- **EXERCISE GOAL**: Pictures stay out of this copy, which runs from the first line of the material through the line containing "const ICON_BOX = '64 64 896 896';".
Start MATERIAL
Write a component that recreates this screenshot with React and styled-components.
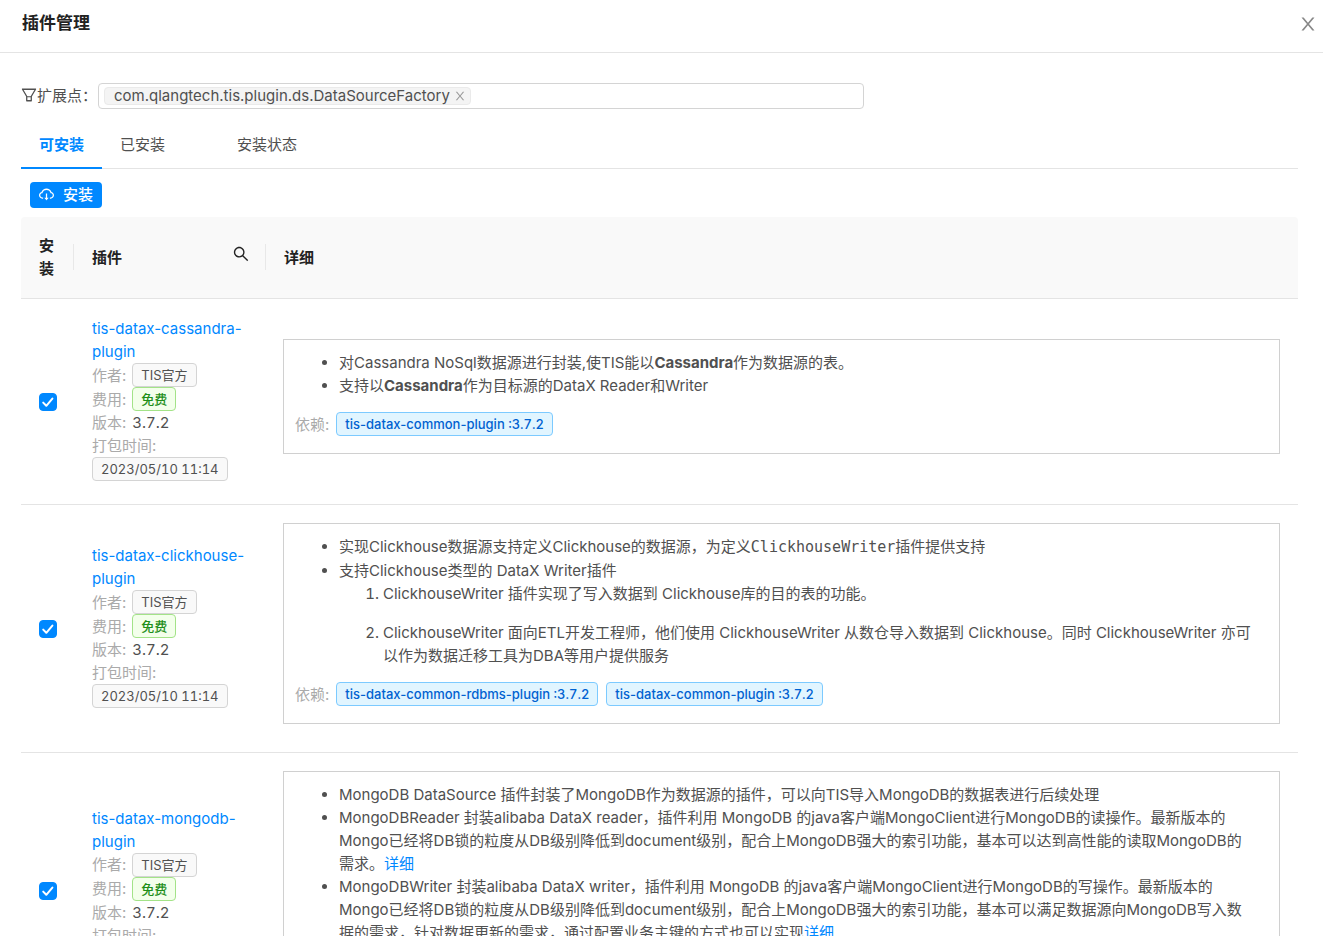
import React, { useState } from 'react';
import styled, { createGlobalStyle } from 'styled-components';
import { AiOutlineCloudDownload, AiOutlineFilter, AiOutlineSearch } from 'react-icons/ai';

const GlobalStyle = createGlobalStyle`
  *, *::before, *::after {
    box-sizing: border-box;
  }
  body {
    margin: 0;
    background: #fff;
    color: #505050;
    font-family: Inter, "Noto Sans CJK SC", sans-serif;
    font-size: 15px;
    line-height: 23px;
  }
  button, input {
    font: inherit;
  }
`;

const Link = styled.a`
  color: #0088ff;
  text-decoration: none;
`;

const VERSION = '3.7.2';

// the glyphs sit inside a 64 unit margin, crop it away
const ICON_BOX = '64 64 896 896';

const plugins = [
  {
    name: 'tis-datax-cassandra-plugin',
    deps: ['tis-datax-common-plugin'],
    detail: (
      <>
        <li>
          对Cassandra NoSql数据源进行封装,使TIS能以<strong>Cassandra</strong>作为数据源的表。
        </li>
        <li>
          支持以<strong>Cassandra</strong>作为目标源的DataX Reader和Writer
        </li>
      </>
    ),
  },
  {
    name: 'tis-datax-clickhouse-plugin',
    deps: ['tis-datax-common-rdbms-plugin', 'tis-datax-common-plugin'],
    detail: (
      <>
        <li>
          实现Clickhouse数据源支持定义Clickhouse的数据源，为定义<code>ClickhouseWriter</code>插件提供支持
        </li>
        <li>
          支持Clickhouse类型的 DataX Writer插件
          <ol>
            <li>ClickhouseWriter 插件实现了写入数据到 Clickhouse库的目的表的功能。</li>
            <li>
              ClickhouseWriter 面向ETL开发工程师，他们使用 ClickhouseWriter 从数仓导入数据到
              Clickhouse。同时 ClickhouseWriter 亦可以作为数据迁移工具为DBA等用户提供服务
            </li>
          </ol>
        </li>
      </>
    ),
  },
  {
    name: 'tis-datax-mongodb-plugin',
    deps: ['tis-datax-common-plugin'],
    detail: (
      <>
        <li>MongoDB DataSource 插件封装了MongoDB作为数据源的插件，可以向TIS导入MongoDB的数据表进行后续处理</li>
        <li>
          MongoDBReader 封装alibaba DataX reader，插件利用 MongoDB
          的java客户端MongoClient进行MongoDB的读操作。最新版本的Mongo已经将DB锁的粒度从DB级别降低到document级别，配合上MongoDB强大的索引功能，基本可以达到高性能的读取MongoDB的需求。
          <Link href="#reader">详细</Link>
        </li>
        <li>
          MongoDBWriter 封装alibaba DataX writer，插件利用 MongoDB
          的java客户端MongoClient进行MongoDB的写操作。最新版本的Mongo已经将DB锁的粒度从DB级别降低到document级别，配合上MongoDB强大的索引功能，基本可以满足数据源向MongoDB写入数据的需求，针对数据更新的需求，通过配置业务主键的方式也可以实现
          <Link href="#writer">详细</Link>
        </li>
      </>
    ),
  },
];

const CloseIcon = () => (
  <svg viewBox={ICON_BOX} width="1em" height="1em" fill="currentColor" aria-hidden="true">
    <path d="M563.8 512l262.5-312.9c4.4-5.2.7-13.1-6.1-13.1h-79.8c-4.7 0-9.2 2.1-12.3 5.7L511.6 449.8 295.1 191.7c-3-3.6-7.5-5.7-12.3-5.7H203c-6.8 0-10.5 7.9-6.1 13.1L459.4 512 196.9 824.9A7.95 7.95 0 00203 838h79.8c4.7 0 9.2-2.1 12.3-5.7l216.5-258.1 216.5 258.1c3 3.6 7.5 5.7 12.3 5.7h79.8c6.8 0 10.5-7.9 6.1-13.1L563.8 512z" />
  </svg>
);

const PluginRow = ({ plugin }) => {
  const [checked, setChecked] = useState(true);
  return (
    <tr>
      <Cell>
        <CheckLabel>
          <Checkbox
            aria-label={plugin.name}
            checked={checked}
            onChange={(e) => setChecked(e.target.checked)}
          />
          <CheckMark viewBox="0 0 18 18" aria-hidden="true">
            <path d="M4.2 9.6 7.3 12.8 13.4 5.6" />
          </CheckMark>
        </CheckLabel>
      </Cell>
      <Cell>
        <Meta>
          <Link href={`#${plugin.name}`}>{plugin.name}</Link>
          <MetaLine $tagged>
            <Muted>作者:</Muted>
            <Tag>TIS官方</Tag>
          </MetaLine>
          <MetaLine $tagged>
            <Muted>费用:</Muted>
            <Tag $tone="green">免费</Tag>
          </MetaLine>
          <MetaLine>
            <Muted>版本:</Muted>
            <Digits>{VERSION}</Digits>
          </MetaLine>
          <MetaLine>
            <Muted>打包时间:</Muted>
          </MetaLine>
          <MetaLine $tagged>
            <Tag>
              <Digits>2023/05/10 11:14</Digits>
            </Tag>
          </MetaLine>
        </Meta>
      </Cell>
      <Cell>
        <Detail>
          <DetailList>{plugin.detail}</DetailList>
          <Deps>
            <Muted>依赖:</Muted>
            {plugin.deps.map((dep) => (
              <Tag key={dep} $tone="blue">
                {dep} <Digits>:{VERSION}</Digits>
              </Tag>
            ))}
          </Deps>
        </Detail>
      </Cell>
    </tr>
  );
};

const App = () => (
  <Drawer>
    <GlobalStyle />
    <Header>
      <Title>插件管理</Title>
      <CloseButton aria-label="关闭">
        <CloseIcon />
      </CloseButton>
    </Header>
    <Body>
      <FilterRow>
        <FilterLabel htmlFor="extend-point">
          <AiOutlineFilter viewBox={ICON_BOX} />
          扩展点：
        </FilterLabel>
        <SelectBox>
          <Chip>
            com.qlangtech.tis.plugin.ds.DataSourceFactory
            <ChipRemove aria-label="移除">
              <CloseIcon />
            </ChipRemove>
          </Chip>
          <SelectInput id="extend-point" />
        </SelectBox>
      </FilterRow>
      <Tabs role="tablist">
        <Tab role="tab" aria-selected="true" $active>
          可安装
        </Tab>
        <Tab role="tab" aria-selected="false">
          已安装
        </Tab>
        <Tab role="tab" aria-selected="false" $spaced>
          安装状态
        </Tab>
      </Tabs>
      <Toolbar>
        <InstallButton>
          <AiOutlineCloudDownload viewBox={ICON_BOX} />
          安装
        </InstallButton>
      </Toolbar>
      <Table>
        <colgroup>
          <CheckCol />
          <PluginCol />
          <col />
        </colgroup>
        <thead>
          <tr>
            <HeadCell>
              <HeadInner $divided>安装</HeadInner>
            </HeadCell>
            <HeadCell>
              <HeadInner $divided>
                插件
                <SearchButton aria-label="搜索">
                  <AiOutlineSearch viewBox={ICON_BOX} />
                </SearchButton>
              </HeadInner>
            </HeadCell>
            <HeadCell>
              <HeadInner>详细</HeadInner>
            </HeadCell>
          </tr>
        </thead>
        <tbody>
          {plugins.map((plugin) => (
            <PluginRow key={plugin.name} plugin={plugin} />
          ))}
        </tbody>
      </Table>
    </Body>
  </Drawer>
);

const Drawer = styled.div`
  display: flex;
  flex-direction: column;
  height: 100vh;
`;

const Header = styled.header`
  display: flex;
  align-items: center;
  justify-content: space-between;
  flex: none;
  padding: 11px 6px 17px 22px;
  border-bottom: 1px solid #e4e4e4;
`;

const Title = styled.h1`
  margin: 0;
  color: #222;
  font-size: 17px;
  font-weight: 600;
  line-height: 24px;
`;

const CloseButton = styled.button`
  display: flex;
  padding: 2px 0 0;
  border: 0;
  background: none;
  color: #888;
  font-size: 18px;
  cursor: pointer;
`;

const Body = styled.main`
  flex: 1;
  min-height: 0;
  padding: 30px 25px 0 21px;
  overflow-y: auto;
  scrollbar-width: none;
`;

const FilterRow = styled.div`
  display: flex;
  align-items: center;
`;

const FilterLabel = styled.label`
  display: flex;
  align-items: center;
  flex: none;
  width: 77px;
  padding-bottom: 2px;
  svg {
    font-size: 16px;
  }
`;

const SelectBox = styled.div`
  display: flex;
  align-items: center;
  width: 60%;
  height: 26px;
  padding: 0 5px;
  border: 1px solid #d4d4d4;
  border-radius: 4px;
`;

const Chip = styled.span`
  display: flex;
  align-items: center;
  flex: none;
  gap: 4px;
  height: 18px;
  padding: 0 4px 0 9px;
  border: 1px solid #eaeaea;
  border-radius: 4px;
  background: #f4f4f4;
  line-height: 16px;
`;

const ChipRemove = styled.button`
  display: flex;
  padding: 0;
  border: 0;
  background: none;
  color: #999;
  font-size: 12px;
  cursor: pointer;
`;

const SelectInput = styled.input`
  flex: 1;
  min-width: 0;
  height: 20px;
  border: 0;
  outline: 0;
  background: none;
`;

const Tabs = styled.div`
  display: flex;
  margin-top: 11px;
  border-bottom: 1px solid #e4e4e4;
`;

const Tab = styled.button`
  margin: 0 0 -1px ${(props) => (props.$spaced ? '36px' : '0')};
  padding: 13px 18px 11px;
  border: 0;
  border-bottom: 2px solid ${(props) => (props.$active ? '#0088ff' : 'transparent')};
  background: none;
  color: ${(props) => (props.$active ? '#0088ff' : '#505050')};
  font-weight: ${(props) => (props.$active ? 600 : 400)};
  cursor: pointer;
`;

const Toolbar = styled.div`
  display: flex;
  padding: 13px 9px 9px;
`;

const InstallButton = styled.button`
  display: flex;
  align-items: center;
  gap: 9px;
  height: 26px;
  padding: 0 9px 2px;
  border: 0;
  border-radius: 4px;
  background: #0088ff;
  color: #fff;
  font-weight: 500;
  cursor: pointer;
  svg {
    font-size: 15px;
  }
`;

const Table = styled.table`
  width: 100%;
  table-layout: fixed;
  border-collapse: separate;
  border-spacing: 0;
`;

const CheckCol = styled.col`
  width: 53px;
`;

const PluginCol = styled.col`
  width: 192px;
`;

const HeadCell = styled.th`
  padding: 17px 0 18px;
  border-bottom: 1px solid #e4e4e4;
  background: #f9f9f9;
  color: #222;
  font-weight: 600;
  text-align: left;
  &:first-child {
    border-top-left-radius: 4px;
  }
  &:last-child {
    border-top-right-radius: 4px;
  }
`;

const HeadInner = styled.div`
  display: flex;
  align-items: center;
  justify-content: space-between;
  min-height: 26px;
  padding: 0 17px 0 18px;
  background: ${(props) =>
    props.$divided ? 'linear-gradient(#e8e8e8, #e8e8e8) right center / 1px 26px no-repeat' : 'none'};
`;

const SearchButton = styled.button`
  display: flex;
  padding: 0 0 6px;
  border: 0;
  background: none;
  color: #222;
  font-size: 16px;
  cursor: pointer;
`;

const Cell = styled.td`
  padding: 18px;
  border-bottom: 1px solid #e4e4e4;
  vertical-align: middle;
  &:last-child {
    padding-left: 17px;
  }
`;

const CheckLabel = styled.label`
  display: grid;
  width: 18px;
`;

const Checkbox = styled.input.attrs({ type: 'checkbox' })`
  grid-area: 1 / 1;
  width: 18px;
  height: 18px;
  margin: 0;
  border: 1px solid #bbb;
  border-radius: 4px;
  appearance: none;
  &:checked {
    border-color: #0088ff;
    background: #0088ff;
  }
`;

const CheckMark = styled.svg`
  grid-area: 1 / 1;
  width: 18px;
  height: 18px;
  fill: none;
  stroke: #fff;
  stroke-width: 2;
  stroke-linecap: round;
  stroke-linejoin: round;
  pointer-events: none;
`;

const Meta = styled.div`
  padding-bottom: 5px;
`;

const MetaLine = styled.div`
  display: flex;
  align-items: center;
  gap: 6px;
  height: ${(props) => (props.$tagged ? '24px' : '23px')};
`;

const Muted = styled.span`
  color: #aaa;
`;

const Digits = styled.span`
  font-variant-numeric: tabular-nums;
`;

const tones = {
  plain: { color: '#505050', border: '#d4d4d4', background: '#f9f9f9' },
  green: { color: '#1f8f1a', border: '#a3e388', background: '#f3ffeb' },
  blue: { color: '#0062d1', border: '#7ccaff', background: '#e1f5ff' },
};

const Tag = styled.span`
  height: 24px;
  padding: 0 8px;
  border: 1px solid ${(props) => tones[props.$tone || 'plain'].border};
  border-radius: 4px;
  background: ${(props) => tones[props.$tone || 'plain'].background};
  color: ${(props) => tones[props.$tone || 'plain'].color};
  font-size: 13px;
  font-weight: ${(props) => (props.$tone ? 500 : 400)};
  line-height: 22px;
  white-space: nowrap;
`;

const Detail = styled.div`
  margin-bottom: 10px;
  padding: 11px 11px 17px;
  border: 1px solid #d0d0d0;
`;

const DetailList = styled.ul`
  margin: 0 0 15px;
  padding: 0 16px 0 44px;
  ol {
    margin: 0;
    padding-left: 44px;
  }
  ol > li + li {
    margin-top: 16px;
  }
  strong {
    font-weight: 700;
  }
  code {
    font-family: "DejaVu Sans Mono", monospace;
    font-size: 15px;
  }
`;

const Deps = styled.div`
  display: flex;
  align-items: center;
  gap: 8px;
  ${Muted} {
    margin-right: -1px;
  }
`;

export default App;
End MATERIAL
- **FINAL RESULT**:
Write a component that recreates this screenshot with React and styled-components.
import React, { useState } from 'react';
import styled, { createGlobalStyle } from 'styled-components';
import { AiOutlineCloudDownload, AiOutlineFilter, AiOutlineSearch } from 'react-icons/ai';

const GlobalStyle = createGlobalStyle`
  *, *::before, *::after {
    box-sizing: border-box;
  }
  body {
    margin: 0;
    background: #fff;
    color: #505050;
    font-family: Inter, "Noto Sans CJK SC", sans-serif;
    font-size: 15px;
    line-height: 23px;
  }
  button, input {
    font: inherit;
  }
`;

const Link = styled.a`
  color: #0088ff;
  text-decoration: none;
`;

const VERSION = '3.7.2';

// the glyphs sit inside a 64 unit margin, crop it away
const ICON_BOX = '64 64 896 896';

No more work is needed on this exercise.